The Trump Administration has called for a return to the “rule of law” and they found out that cuts both ways when Dreamer Jessica Colotl recently won a reprieve from deportation in federal court.
The Georgia women has been seen as a poster child for the struggles of so-called Dreamers under the Deferred Action for Childhood Arrivals (DACA) program established under during the Obama Administration. Colotl, now 28, was brought to the U.S. by her Mexican parents when she was 11 years old. She garnered national attention in 2010 when a traffic stop landed her in custody for misdemeanor driving without a license. But a felony charge of lying about her place of residence was added. She was incarcerated for 37 days and nearly shipped back to Mexico.
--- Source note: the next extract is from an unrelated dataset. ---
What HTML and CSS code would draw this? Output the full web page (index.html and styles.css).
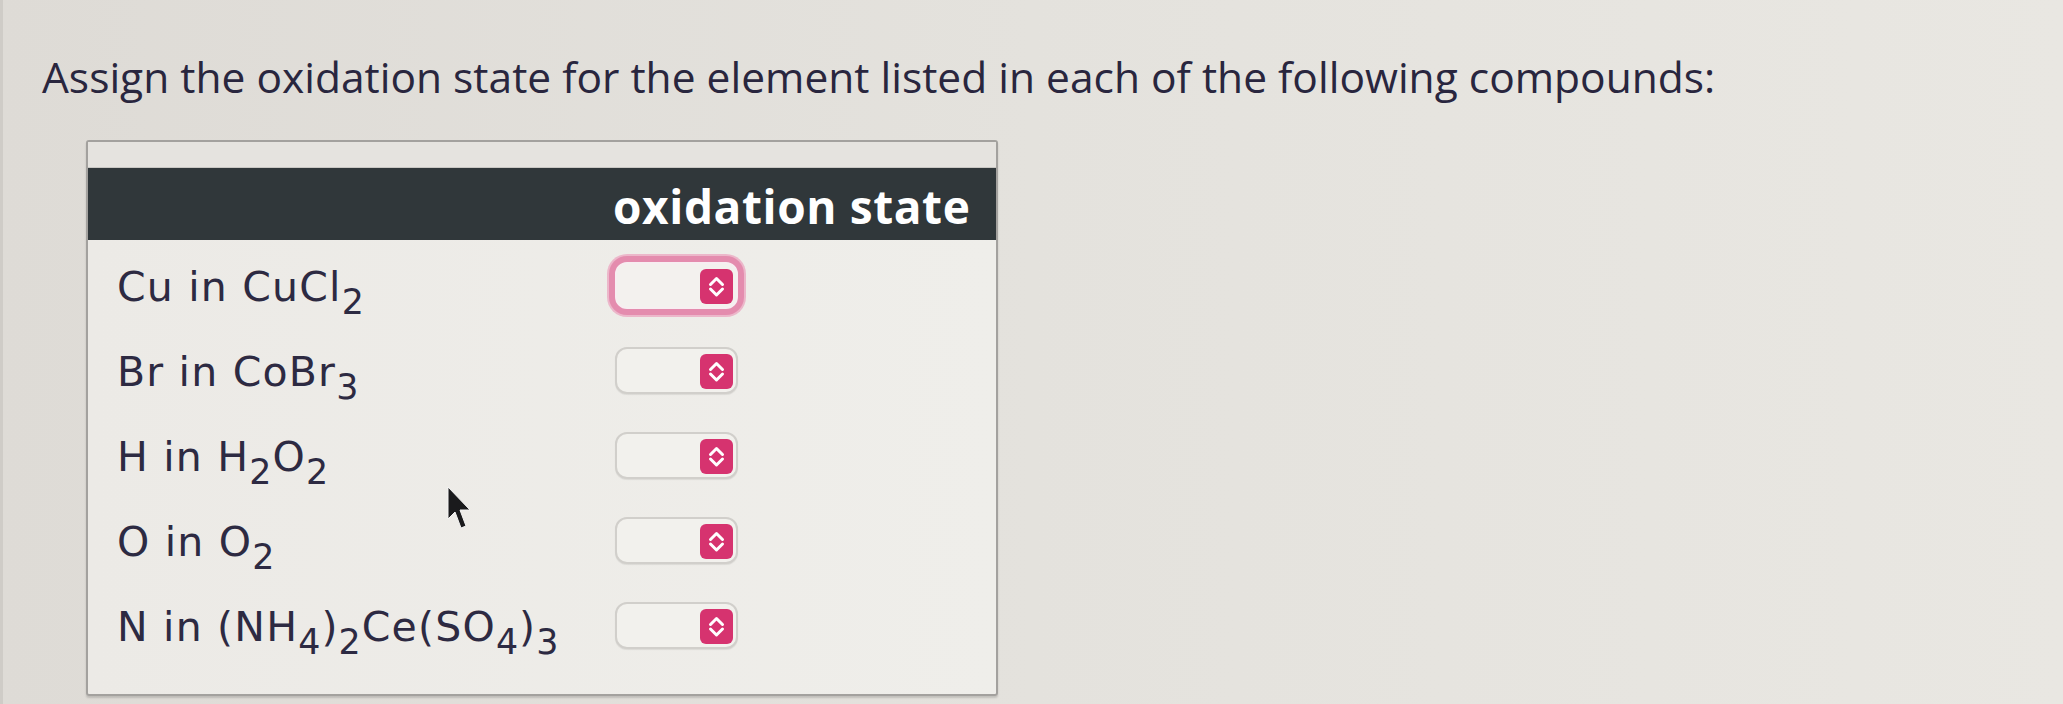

Advocates supporting immigration tolerance viewed her situation as gross police-state and governmental overreach. Her sorority sisters and college president rallied public support to protect her and other students following a positive path. Opponents viewed Colotl as an illegal immigrant who was wrongfully enjoying discounted college tuition.
Colotl kept deportation at bay through the DACA program by renewing her status in 2013 and 2015. She was confident that her legal issues were resolved, having completed a community service program with the understanding the felony would be dropped from her record.
Now a college graduate working as a legal assistant, Department of Homeland Security’s Immigration and Customs Enforcement declined to renew her DACA status in May while targeting convicted felons who entered the U.S. illegally. The agency took the position that Colotl’s admission disqualified her from the DACA program.
In a hearing held in the Federal District Court for the Northern District of Georgia, government attorneys effectively dropped the issue. They agreed that Colotl was correct that her completion of the community service and diversion program did not make her a felon. Without a legal reason to bar her, judge Mark H. Cohen ruled that her DACA application must be reinstated.
Approximately 750,000 people have been allowed to pursue a productive life in the U.S. under the DACA program. Pres. Trump has indicated that criminal immigrants would be the focus of deportation efforts and the DACA program has been left intact. During the first quarter of 2017, more than 17,275 new applications have been approved. As many as 107,524 renewals have also been OK’d, according to Immigration and Customs Enforcement.
Although widespread fear exists among immigrants, cases such as Colotl’s show that the rule of law is alive, well and legal protections remain in place.